World
Israeli hostage only discovered fiancee had survived 7 October after his release | Israel
An Israeli hostage only discovered his fiancee had survived the 7 October attacks after his release on Saturday, Israeli media has reported.
Eliya Cohen had spent more than 500 days in captivity fearing his bride-to-be, Ziv Abud, was dead. The last time they had seen each other, they were hiding in a shelter with relatives and friends after attending the Nova festival.
An emotive video taken by the Israeli Defense Forces shows them embracing and bursting into tears when they first see each other.
Abud, who can barely speak through her tears, tells Cohen he is her love, her life and her darling. Then they gaze into each other’s eyes and, in between kisses, Cohen asks her how she is.

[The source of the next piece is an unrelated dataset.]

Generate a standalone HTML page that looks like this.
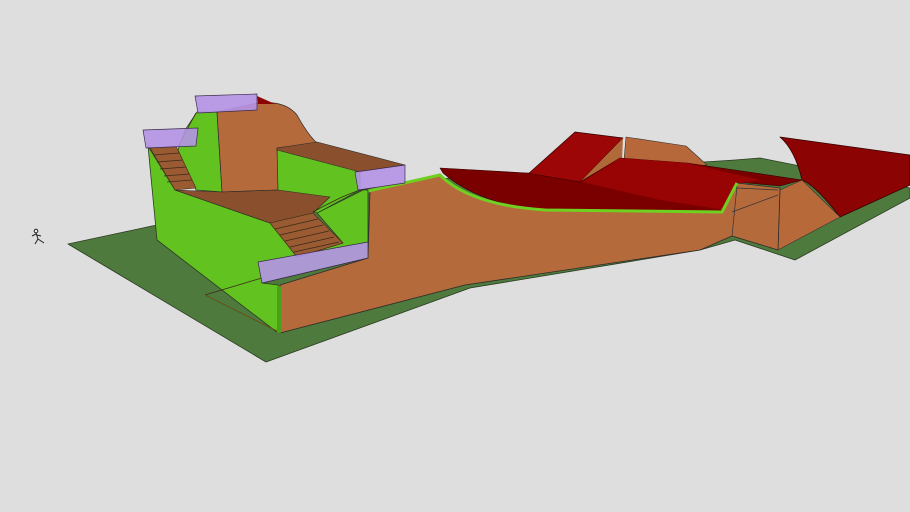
<!DOCTYPE html>
<html><head><style>
html,body{margin:0;padding:0;background:#dedede;}
svg{display:block}
</style></head><body>
<svg width="910" height="512" viewBox="0 0 910 512" xmlns="http://www.w3.org/2000/svg" stroke-linejoin="round">
<rect width="910" height="512" fill="#dedede"/>
<!-- ground -->
<polygon points="68,244 152,226 420,180 735,160 760,158 910,188 910,198 795,260 735,240 700,250 470,288 266,362" fill="#4f7a3d" stroke="#2b3a22" stroke-width="0.8"/>
<!-- red far ramp -->
<polygon points="527,175 575,132 623,138 580,182" fill="#9c0606" stroke="#300" stroke-width="0.8"/>
<polygon points="580,182 623,138 622,160 600,172" fill="#b06a3a"/>
<polygon points="626,137 686,146 707,165 688,168 624,160" fill="#b6683a" stroke="#333" stroke-width="0.6"/>
<!-- right quarter pipe -->
<path d="M780,137 L910,155 L910,185 L840,217 Q815,185 802,180 Q795,150 780,137 Z" fill="#8c0303" stroke="#300" stroke-width="0.8"/>
<polygon points="780,190 802,180 840,217 778,250" fill="#b8693a" stroke="#333" stroke-width="0.6"/>
<!-- middle red deck -->
<path d="M440,168 L527,173 L580,182 L620,158 L687,163 L802,180 L780,186 L737,182 L722,212 L545,210 Q480,205 443,173 Z" fill="#7a0000" stroke="#300" stroke-width="0.6"/>
<polygon points="582,182 620,158 687,163 760,180 737,184 725,210 660,200" fill="#980303"/>
<!-- long brown wall -->
<path d="M280,285 L368,258 L370,190 L440,174 Q470,205 545,210 L722,212 L737,183 L780,188 L778,250 L732,236 L700,250 L465,285 L280,333 Z" fill="#b56a3c" stroke="#2b2b2b" stroke-width="0.8"/>
<path d="M368,191 L440,175 Q470,205 545,210 L722,212 L737,183" fill="none" stroke="#6fd020" stroke-width="3"/>
<line x1="737" y1="186" x2="732" y2="236" stroke="#333" stroke-width="0.7"/>
<line x1="732" y1="212" x2="778" y2="195" stroke="#333" stroke-width="0.7"/>
<line x1="737" y1="188" x2="778" y2="190" stroke="#333" stroke-width="0.7"/>
<!-- green left structure -->
<polygon points="148,146 175,190 270,223 297,257 343,243 317,213 363,190 368,190 368,258 262,283 278,285 278,333 157,240" fill="#62c21f" stroke="#2b3a22" stroke-width="0.8"/>
<polygon points="277,285 277,333 281,333 281,287" fill="#4aa018"/>
<!-- upper green -->
<polygon points="197,112 217,112 222,192 196,190 178,150 185,130" fill="#62c21f" stroke="#2b3a22" stroke-width="0.7"/>
<polygon points="277,148 360,170 360,190 317,213 277,190" fill="#62c21f" stroke="#2b3a22" stroke-width="0.7"/>
<!-- brown tall block -->
<path d="M217,112 L257,103 Q285,100 297,115 Q308,135 317,143 L277,148 L278,190 L222,192 Z" fill="#b56a3c" stroke="#2b2b2b" stroke-width="0.7"/>
<!-- top floor -->
<polygon points="277,148 317,142 405,165 360,172 277,150" fill="#8a4f2c" stroke="#2b2b2b" stroke-width="0.6"/>
<!-- middle floor -->
<polygon points="175,190 222,192 278,190 330,197 313,213 270,223" fill="#8a4f2c" stroke="#2b2b2b" stroke-width="0.6"/>
<!-- stairs -->
<g fill="#9a5a32" stroke="#3a2a1a" stroke-width="0.6">
<polygon points="150,148 176,146 196,188 175,190"/>
<polygon points="270,223 313,213 343,243 297,257"/>
</g>
<g stroke="#3a2a1a" stroke-width="0.8">
<line x1="154" y1="155" x2="179" y2="153"/><line x1="157" y1="162" x2="183" y2="160"/><line x1="160" y1="169" x2="186" y2="167"/><line x1="164" y1="176" x2="189" y2="174"/><line x1="167" y1="182" x2="192" y2="180"/>
<line x1="275" y1="229" x2="318" y2="219"/><line x1="280" y1="235" x2="323" y2="225"/><line x1="285" y1="241" x2="329" y2="231"/><line x1="290" y1="247" x2="334" y2="237"/><line x1="294" y1="252" x2="339" y2="242"/>
<polyline points="178,146 183,138 187,130 191,122 196,113" fill="none"/>
<polyline points="313,212 322,207 332,202 342,197 352,193 360,190" fill="none"/>
<polyline points="205,295 215,292 225,289 235,286 245,283 255,280 262,278" fill="none"/>
<line x1="205" y1="295" x2="277" y2="331" stroke="#6a4a1a"/>
</g>
<!-- purple rails -->
<g fill="#b594e6" fill-opacity="0.9" stroke="#3a2a4a" stroke-width="0.7">
<polygon points="195,96 257,94 257,110 198,113"/>
<polygon points="143,130 198,128 196,146 146,148"/>
<polygon points="355,172 405,165 405,183 358,190"/>
<polygon points="258,262 368,242 368,258 262,283"/>
</g>
<polygon points="257,96 275,104 258,104" fill="#8c0303"/>
<!-- person -->
<g stroke="#222" stroke-width="1" fill="none">
<circle cx="36" cy="231" r="1.8" fill="#eee"/>
<path d="M36 233 L38 239 L44 243 M38 239 L35 244 M36 234 L32 236 M37 235 L41 236"/>
</g>
</svg>
</body></html>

While campaigning for Cohen’s release last year, Abud told the Guardian: “Hamas threw nine grenades into our shelter and I heard Eliya screaming and he told me that he was hurt and after two minutes I felt his hands slipping away as they pulled him away.”

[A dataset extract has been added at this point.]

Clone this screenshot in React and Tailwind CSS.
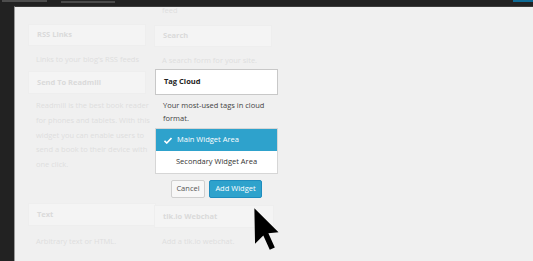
import React from "react";

const font = { fontFamily: '"Open Sans", "Noto Sans", sans-serif' };

const FadedHeader = ({ title, className = "" }) => (
  <div className={`h-[22px] w-[118px] flex items-center px-[8px] bg-[#f4f4f4] border border-[#eeeeee] ${className}`}>
    <span className="text-[7.5px] font-bold text-[#dadada]">{title}</span>
  </div>
);

const FadedText = ({ children, className = "" }) => (
  <p className={`text-[7.5px] leading-[12px] text-[#dedede] pl-[8px] ${className}`}>{children}</p>
);

const Cursor = () => (
  <svg
    className="absolute left-[253px] top-[207px]"
    width="28"
    height="46"
    viewBox="0 0 12 20"
    style={{ filter: "blur(0.4px)" }}
  >
    <path d="M0.5 0.5 L0.8 16 L4.4 12.4 L7.2 18.6 L9.4 17.6 L6.6 11.4 L11 11 Z" fill="#000" />
  </svg>
);

export default function App() {
  return (
    <div className="relative w-[533px] h-[261px] overflow-hidden bg-[#222]" style={font}>
      {/* admin bar remnant */}
      <div className="h-[6px] relative">
        <div className="absolute left-[2px] top-0 w-[45px] h-[2px] bg-[#6a6a6a] opacity-60" />
        <div className="absolute left-[61px] top-[1px] w-[54px] h-[2px] bg-[#4a4a4a]" />
        <div className="absolute right-0 top-0 w-[20px] h-[2px] bg-[#0e6a94]" />
      </div>

      <div className="flex h-[255px] w-[533px]">
        <div className="w-[14px] shrink-0" />
        <main className="w-[519px] h-[255px] bg-[#f0f0f0] border-t border-t-[#3c3c3c] border-l border-l-[#9a9a9a] flex gap-[8px] pl-[13px]">
          {/* left column */}
          <div className="w-[118px] flex flex-col">
            <FadedHeader title="RSS Links" className="mt-[17px]" />
            <FadedText className="mt-[7px] whitespace-nowrap">Links to your blog's RSS feeds</FadedText>
            <FadedHeader title="Send To Readmill" className="mt-[6px] h-[23px]" />
            <p className="text-[7.5px] leading-[14.75px] text-[#dedede] pl-[8px] mt-[4px] whitespace-nowrap">
              Readmill is the best book reader
              <br />
              for phones and tablets. With this
              <br />
              widget you can enable users to
              <br />
              send a book to their device with
              <br />
              one click.
            </p>
            <FadedHeader title="Text" className="mt-[31px] h-[23px] w-[128px]" />
            <FadedText className="mt-[9px] whitespace-nowrap">Arbitrary text or HTML.</FadedText>
          </div>

          {/* right column */}
          <div className="w-[125px] flex flex-col">
            <FadedText className="-mt-[3px]">feed</FadedText>
            <FadedHeader title="Search" className="mt-[9px]" />
            <FadedText className="mt-[7px] whitespace-nowrap">A search form for your site.</FadedText>

            {/* expanded widget */}
            <div className="mt-[3px] ml-[1px] w-[123px] h-[26px] bg-white border border-[#c8c8c8] flex items-center px-[8px]">
              <span className="text-[7.5px] font-bold text-[#222]">Tag Cloud</span>
            </div>
            <p className="mt-[4px] pl-[9px] text-[7.5px] leading-[13px] text-[#444]">
              Your most-used tags in cloud
              <br />
              format.
            </p>
            <div className="mt-[3px] ml-[1px] w-[123px] border border-[#d6d6d6] bg-white">
              <div className="h-[22px] bg-[#2ea2cc] flex items-center pl-[8px] gap-[5px] text-white text-[7.5px]">
                <svg width="8" height="7" viewBox="0 0 16 13">
                  <path d="M1 7 L5.5 11.5 L15 1.5" stroke="#fff" strokeWidth="3.2" fill="none" />
                </svg>
                <span>Main Widget Area</span>
              </div>
              <div className="h-[22px] flex items-center pl-[20px] text-[7.5px] text-[#333]">
                Secondary Widget Area
              </div>
            </div>
            <div className="mt-[6px] flex gap-[4px] pl-[17px]">
              <button className="h-[18px] w-[34px] bg-[#f7f7f7] border border-[#cfcfcf] rounded-[2px] text-[7.5px] text-[#555]">
                Cancel
              </button>
              <button className="h-[18px] w-[53px] bg-[#2ea2cc] border border-[#1e8cbe] rounded-[2px] text-[7.5px] text-white">
                Add Widget
              </button>
            </div>
            <FadedHeader title="tlk.io Webchat" className="mt-[7px] h-[23px] w-[120px]" />
            <FadedText className="mt-[7px] whitespace-nowrap">Add a tlk.io webchat.</FadedText>
          </div>
        </main>
      </div>
      <Cursor />
    </div>
  );
}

She was buried under bodies for six hours. When she was rescued, she found that Cohen was missing and that her nephew and his partner had been shot dead next to her in the shelter, which is now referred to as the “death bunker” in Israel.

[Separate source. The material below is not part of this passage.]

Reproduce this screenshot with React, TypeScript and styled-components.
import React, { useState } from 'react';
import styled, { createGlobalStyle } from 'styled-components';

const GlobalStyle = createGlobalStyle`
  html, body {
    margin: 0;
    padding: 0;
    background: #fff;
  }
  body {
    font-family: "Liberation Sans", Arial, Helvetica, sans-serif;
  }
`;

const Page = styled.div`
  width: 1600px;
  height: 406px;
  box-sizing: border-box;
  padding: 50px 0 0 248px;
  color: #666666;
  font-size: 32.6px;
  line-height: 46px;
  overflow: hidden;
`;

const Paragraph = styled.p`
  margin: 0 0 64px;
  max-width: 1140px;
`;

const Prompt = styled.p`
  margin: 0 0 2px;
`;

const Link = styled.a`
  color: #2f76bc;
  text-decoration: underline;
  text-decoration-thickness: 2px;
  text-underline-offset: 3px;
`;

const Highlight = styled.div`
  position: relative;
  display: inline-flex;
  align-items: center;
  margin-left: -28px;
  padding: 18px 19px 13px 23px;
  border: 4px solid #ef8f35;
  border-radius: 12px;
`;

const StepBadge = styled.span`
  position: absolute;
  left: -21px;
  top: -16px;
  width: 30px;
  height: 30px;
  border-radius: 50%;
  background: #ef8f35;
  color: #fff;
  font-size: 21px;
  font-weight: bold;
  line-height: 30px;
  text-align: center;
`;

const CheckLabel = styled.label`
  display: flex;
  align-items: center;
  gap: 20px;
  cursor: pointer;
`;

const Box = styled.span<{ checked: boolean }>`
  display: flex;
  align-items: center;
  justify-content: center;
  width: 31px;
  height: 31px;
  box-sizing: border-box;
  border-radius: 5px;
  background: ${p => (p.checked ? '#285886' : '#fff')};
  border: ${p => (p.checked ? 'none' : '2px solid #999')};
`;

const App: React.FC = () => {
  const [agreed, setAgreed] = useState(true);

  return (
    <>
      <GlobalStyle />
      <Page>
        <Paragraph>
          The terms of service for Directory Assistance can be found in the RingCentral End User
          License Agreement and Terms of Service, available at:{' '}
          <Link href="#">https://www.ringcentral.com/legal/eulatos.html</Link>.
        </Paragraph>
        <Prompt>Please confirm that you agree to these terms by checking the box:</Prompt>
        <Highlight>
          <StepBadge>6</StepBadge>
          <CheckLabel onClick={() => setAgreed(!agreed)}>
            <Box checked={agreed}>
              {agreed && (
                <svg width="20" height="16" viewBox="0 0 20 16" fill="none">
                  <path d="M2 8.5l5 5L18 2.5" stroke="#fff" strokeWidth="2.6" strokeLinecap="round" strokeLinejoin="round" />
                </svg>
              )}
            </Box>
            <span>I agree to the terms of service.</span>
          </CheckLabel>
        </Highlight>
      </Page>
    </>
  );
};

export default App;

Of the 27 who hid there, 16 were killed by Hamas, four were taken hostage and the rest were rescued by Israeli soldiers.
When she discovered that before his abduction, Cohen had bought an engagement ring and had been planning to propose to her, Abud started to call herself his fiancee.
In January 2024, she told the Guardian: “I don’t feel alive now. I’m just waiting. Every day I’m just waiting for him, for all of the kidnapped. We can’t just go on when they’re not home,” she said.
She wrote on Instagram: “I often think about the moment you return. How will you react when you find out that I’m alive?” Some of their friends died on 7 October and she worried about how she would tell him what happened. “What will I tell you? How will I tell you about Amit, Yonatan, and [the] hundreds of our friends who are no longer alive?”
Cohen was reportedly held chained in a tunnel for most of his captivity together with Or Levy and El Sharabi, who has been released, and Alon Ohel, who has not.
So far, 25 Israeli captives have been released in a fragile ceasefire deal that began last month. In total, 33 Israelis – including the remains of eight who have died or been killed in captivity – are expected to be handed over in exchange for almost 2,000 Palestinian prisoners held in Israel.